Mean clinic diastolic BP levels at 1 week, 6 weeks, and 6 to 9 months also were lower in the intervention group. By week 6, systolic blood pressure was also lower compared with controls.

Of 41 total hospital readmissions in the 14 days after discharge, fewer of them occurred in the intervention group than in the control group (7% vs 27%; P < 0.001). The number need to treat  to avoid one postnatal hospitalization for hypertension was 5.

On cardiac imaging, the intervention group showed statistically significant improvements in left ventricular mass, left ventricular ejection fraction, left ventricular global longitudinal strain, left atrial volume, left ventricular relative wall thickness, and average E/E ratio, as compared with the control patients.

This is the first randomized trial evidence to show that blood pressure interventions in the first few weeks can have medium- to long-term benefit. Jamie Kitt

Kitt, who presented the findings in the late-breaking science session, said the accumulating evidence suggests that the postpartum period appears to be a critical window to reduce long-term risk.

“This is the first randomized trial evidence to show that blood pressure interventions in the first few weeks can have medium- to long-term benefit,” he added. If the benefits seen in diastolic and systolic BP were maintained long-term, coupled with the imaging evidence of improvement, Kitt said it would be expected that women could see a 20% reduction in lifetime CV risk with this type of intervention.

Generalizability and Other Questions

“Before you can have implementation, you really want to know it's robust,” Mihailidou told TCTMD when asked about widespread applicability of the POP-HT protocol.

She noted that the all-British cohort was not culturally diverse enough and said the cohort is too small overall to draw firm conclusions as to whether the high rates of adherence can be replicated elsewhere.

“Also, they've got a really great system in terms of monitoring and following up that has to be replicated elsewhere with other health systems and that's where it may fall apart unless you've got the backup. Having said that, it's a great opportunity to bring in the bigger multidisciplinary team  . . . pharmacists, nurses, and allied health people,” Mihailidou added.

In his presentation, Kitt said the study “identifies a potential need for a paradigm shift in the way women with hypertension in pregnancy are managed in the postnatal period.”

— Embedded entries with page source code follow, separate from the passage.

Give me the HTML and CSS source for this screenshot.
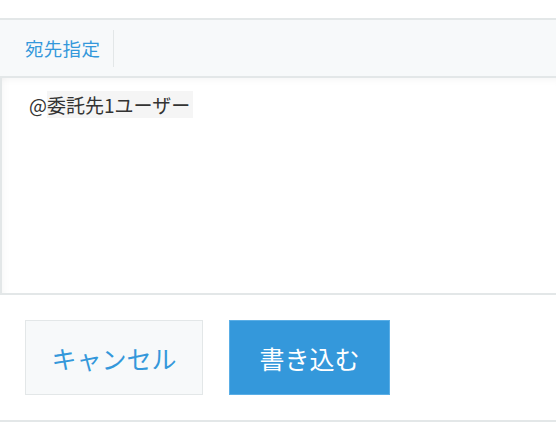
FILE: index.html
```html
<!DOCTYPE html>
<html lang="ja">
<head>
  <meta charset="utf-8" />
  <meta name="viewport" content="width=device-width, initial-scale=1" />
  <title>コメント</title>
  <link rel="stylesheet" href="styles.css">
</head>
<body>
  <form class="comment-form">
    <div class="toolbar">
      <button type="button" class="mention-btn">宛先指定</button>
      <span class="divider"></span>
    </div>
    <div class="editor" contenteditable="true">@<span class="mention">委託先1ユーザー</span></div>
    <div class="actions">
      <button type="button" class="btn btn-cancel">キャンセル</button>
      <button type="submit" class="btn btn-submit">書き込む</button>
    </div>
  </form>
</body>
</html>
```
FILE: styles.css
```css
:root {
  --blue: #3498db;
  --line: #e3e7e8;
  --panel: #f7f9fa;
  --text: #333;
}
* { box-sizing: border-box; }
html, body {
  margin: 0;
  background: #fff;
  font-family: "Noto Sans CJK JP", "Noto Sans", sans-serif;
  color: var(--text);
}
.comment-form {
  margin-top: 18px;
  border-bottom: 2px solid var(--line);
}
.toolbar {
  display: flex;
  align-items: center;
  height: 60px;
  padding-left: 25px;
  background: var(--panel);
  border-top: 2px solid var(--line);
  border-bottom: 2px solid var(--line);
}
.mention-btn {
  border: 0;
  background: none;
  padding: 0;
  font: inherit;
  font-size: 18.5px;
  letter-spacing: 0.3px;
  color: var(--blue);
  cursor: pointer;
}
.divider {
  width: 1px;
  height: 37px;
  margin-left: 13px;
  background: var(--line);
}
.editor {
  height: 217px;
  padding: 14px 27px;
  font-size: 19px;
  line-height: 26px;
  border-left: 2px solid var(--line);
  border-bottom: 2px solid var(--line);
  box-shadow: inset 0 8px 10px -8px rgba(0, 0, 0, 0.06), inset 8px 0 10px -8px rgba(0, 0, 0, 0.05);
  outline: none;
}
.mention {
  background: #f5f5f5;
  padding-right: 3px;
}
.actions {
  display: flex;
  gap: 26px;
  height: 125px;
  padding: 25px 25px 0;
}
.btn {
  height: 75px;
  border: 1px solid var(--line);
  font: inherit;
  font-size: 25px;
  cursor: pointer;
}
.btn-cancel {
  width: 178px;
  background: var(--panel);
  color: var(--blue);
}
.btn-submit {
  width: 161px;
  background: var(--blue);
  border-color: #5aaee6;
  color: #fff;
}
```
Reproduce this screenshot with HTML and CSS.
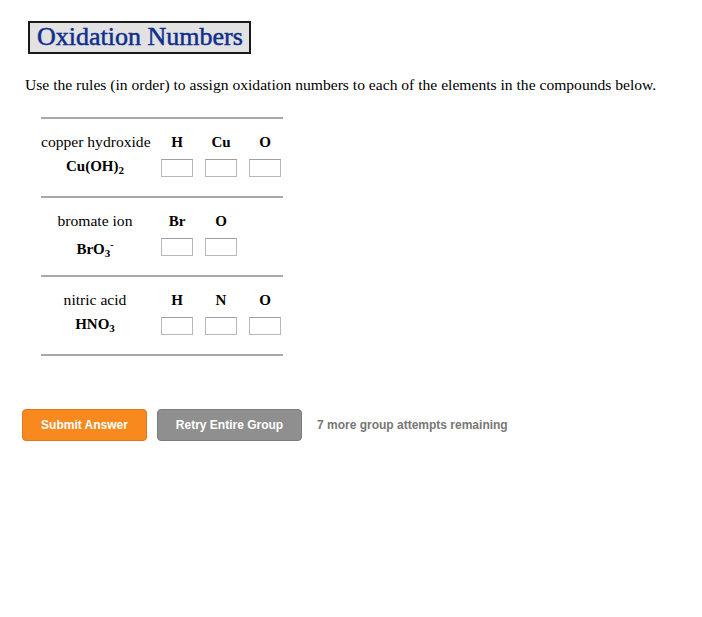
FILE: index.html
```html
<!DOCTYPE html>
<html>
<head>
<meta charset="utf-8">
<link rel="stylesheet" href="styles.css">
</head>
<body>
<div class="page">
  <h1 class="title">Oxidation Numbers</h1>
  <p class="intro">Use the rules (in order) to assign oxidation numbers to each of the elements in the compounds below.</p>
  <div class="compounds">
    <div class="compound">
      <div class="name">copper hydroxide</div>
      <div class="el">H</div><div class="el">Cu</div><div class="el">O</div>
      <div class="formula">Cu(OH)<sub>2</sub></div>
      <input class="box" type="text"><input class="box" type="text"><input class="box" type="text">
    </div>
    <div class="compound">
      <div class="name">bromate ion</div>
      <div class="el">Br</div><div class="el">O</div><div></div>
      <div class="formula">BrO<sub>3</sub><sup>-</sup></div>
      <input class="box" type="text"><input class="box" type="text"><div></div>
    </div>
    <div class="compound last">
      <div class="name">nitric acid</div>
      <div class="el">H</div><div class="el">N</div><div class="el">O</div>
      <div class="formula">HNO<sub>3</sub></div>
      <input class="box" type="text"><input class="box" type="text"><input class="box" type="text">
    </div>
  </div>
  <div class="actions">
    <button class="btn submit">Submit Answer</button>
    <button class="btn retry">Retry Entire Group</button>
    <span class="remaining">7 more group attempts remaining</span>
  </div>
</div>
</body>
</html>
```
FILE: styles.css
```css
html, body { margin: 0; padding: 0; background: #fff; }
body { font-family: "Liberation Serif", "Times New Roman", serif; color: #000; }
.page { padding: 21px 0 0 25px; }
.title {
  display: inline-block;
  margin: 0 0 0 3px;
  padding: 1px 6px 2px 7px;
  border: 2px solid #1a1a1a;
  background: #e2e2e2;
  color: #0f2f8c;
  font-family: "Liberation Serif", serif;
  font-weight: normal;
  -webkit-text-stroke: 0.5px #0f2f8c;
  font-size: 26px;
  line-height: 26px;
}
.intro { margin: 22px 0 0 0; font-size: 15.6px; line-height: 18px; }
.compounds { margin: 23px 0 0 16px; width: 242px; }
.compound {
  display: grid;
  grid-template-columns: 108px 32px 32px 32px;
  grid-template-rows: 22px 26px;
  column-gap: 12px;
  border-top: 2px solid #a8a8a8;
  padding: 12px 0 17px 0;
}
.compound.last { border-bottom: 2px solid #a8a8a8; }
.name { text-align: center; font-size: 15.6px; line-height: 22px; white-space: nowrap; }
.el { text-align: center; font-weight: bold; font-size: 15px; line-height: 22px; }
.formula { text-align: center; font-weight: bold; font-size: 15px; line-height: 26px; white-space: nowrap; }
.formula sub { font-size: 11px; vertical-align: -3px; }
.formula sup { font-size: 10px; vertical-align: 6px; }
.box {
  box-sizing: border-box;
  align-self: start;
  width: 32px; height: 18px;
  margin: 6px 0 0 0;
  padding: 0;
  border: 1px solid #b8b8b8;
  border-top-color: #a0a0a0;
  background: #fff;
}
.actions { display: flex; align-items: center; margin: 53px 0 0 -3px; }
.btn {
  box-sizing: border-box;
  height: 32px;
  border-radius: 4px;
  font-family: "Liberation Sans", Arial, sans-serif;
  font-weight: bold;
  font-size: 12px;
  color: #fff;
  padding: 0;
}
.submit { width: 125px; background: #f7891f; border: 1px solid #e2761a; }
.retry { width: 145px; margin-left: 10px; background: #8f8f8f; border: 1px solid #7c7c7c; }
.remaining { margin-left: 15px; font-family: "Liberation Sans", Arial, sans-serif; font-weight: bold; font-size: 12px; color: #777; }
```
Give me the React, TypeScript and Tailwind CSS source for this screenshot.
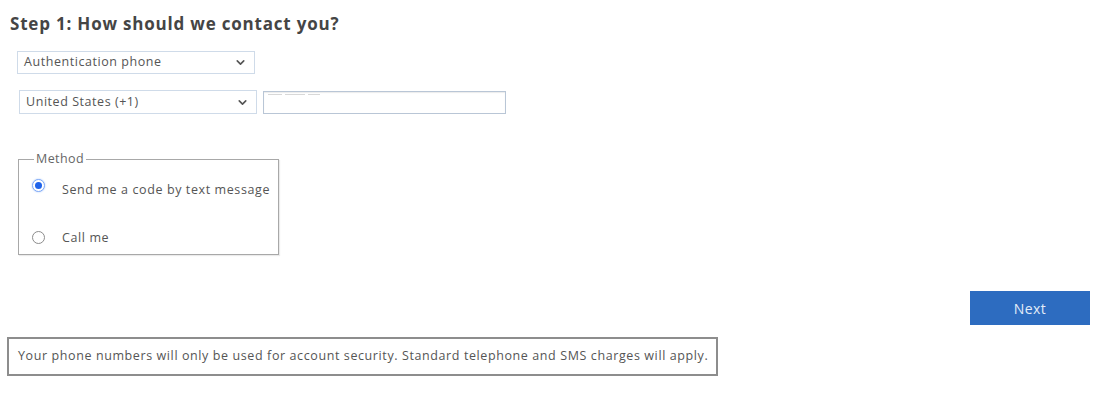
import { ChevronDown } from 'lucide-react'

const font = { fontFamily: '"Open Sans", "Noto Sans", Arial, sans-serif' }

function Select({ label, className }: { label: string; className: string }) {
  return (
    <div
      className={`flex items-center justify-between border border-[#cfdbe9] bg-white pl-[6px] pr-[7px] text-[12.5px] tracking-[0.55px] text-[#555] ${className}`}
    >
      <span className="leading-none">{label}</span>
      <ChevronDown size={13} strokeWidth={3} className="text-[#555]" />
    </div>
  )
}

function Radio({ checked }: { checked?: boolean }) {
  if (checked) {
    return (
      <span className="flex h-[13px] w-[13px] shrink-0 items-center justify-center rounded-full border-[1.5px] border-[#7ea9f6] bg-white shadow-[0_0_2px_#a9c7fb]">
        <span className="h-[7px] w-[7px] rounded-full bg-[#1f63ea]" />
      </span>
    )
  }
  return <span className="block h-[13px] w-[13px] shrink-0 rounded-full border-[1.5px] border-[#8c8c8c] bg-white" />
}

export default function App() {
  return (
    <div className="h-[396px] w-[1102px] overflow-hidden bg-white" style={font}>
      <h1 className="pl-[10px] pt-[13px] text-[17px] font-bold leading-[22px] tracking-[0.8px] text-[#454545]">
        Step 1: How should we contact you?
      </h1>

      <Select label="Authentication phone" className="ml-[17px] mt-[16px] h-[23px] w-[238px]" />

      <div className="ml-[19px] mt-[16px] flex items-center gap-[6px]">
        <Select label="United States (+1)" className="h-[24px] w-[238px]" />
        <div className="h-[23px] w-[243px] border border-[#b9c6d6] bg-white shadow-[inset_0_1px_1px_rgba(0,0,0,0.08)]">
          <div className="ml-[4px] mt-[2px] flex gap-[3px]">
            <span className="h-[1px] w-[14px] bg-[#d8d8d8]" />
            <span className="h-[1px] w-[20px] bg-[#d8d8d8]" />
            <span className="h-[1px] w-[12px] bg-[#d8d8d8]" />
          </div>
        </div>
      </div>

      <fieldset className="ml-[18px] mt-[37px] h-[104px] w-[261px] border border-[#a8a8a8] pl-[13px] shadow-[1px_1px_1px_rgba(0,0,0,0.08)]">
        <legend className="ml-[2px] px-[2px] text-[12.5px] leading-[16px] tracking-[0.4px] text-[#666]">Method</legend>
        <div className="mt-[4px] flex items-center gap-[17px] whitespace-nowrap text-[12.5px] tracking-[0.6px] text-[#555]">
          <Radio checked />
          <span className="pt-[10px]">Send me a code by text message</span>
        </div>
        <div className="mt-[27px] flex items-center gap-[17px] whitespace-nowrap text-[12.5px] tracking-[0.6px] text-[#555]">
          <Radio />
          <span className="pt-[2px]">Call me</span>
        </div>
      </fieldset>

      <div className="mt-[36px] flex justify-end pr-[12px]">
        <button className="h-[34px] w-[120px] bg-[#2d6cc0] text-[14px] tracking-[0.4px] text-[#e3ecf8]">Next</button>
      </div>

      <div className="ml-[7px] mt-[12px] flex h-[39px] w-[711px] items-center border-2 border-[#8d8d8d] pl-[9px] text-[12.5px] tracking-[0.6px] text-[#555]">
        Your phone numbers will only be used for account security. Standard telephone and SMS charges will apply.
      </div>
    </div>
  )
}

In response to a question following his presentation, Kitt noted that there were very high rates of breastfeeding in both arms of the study, with about 70% continuing to breastfeed at 6 months, suggesting no significant negative impact of antihypertensive therapies.

Disclosures
  • The study was funded by the British Heart Foundation.
  • Leeson reports no relevant conflicts of interest.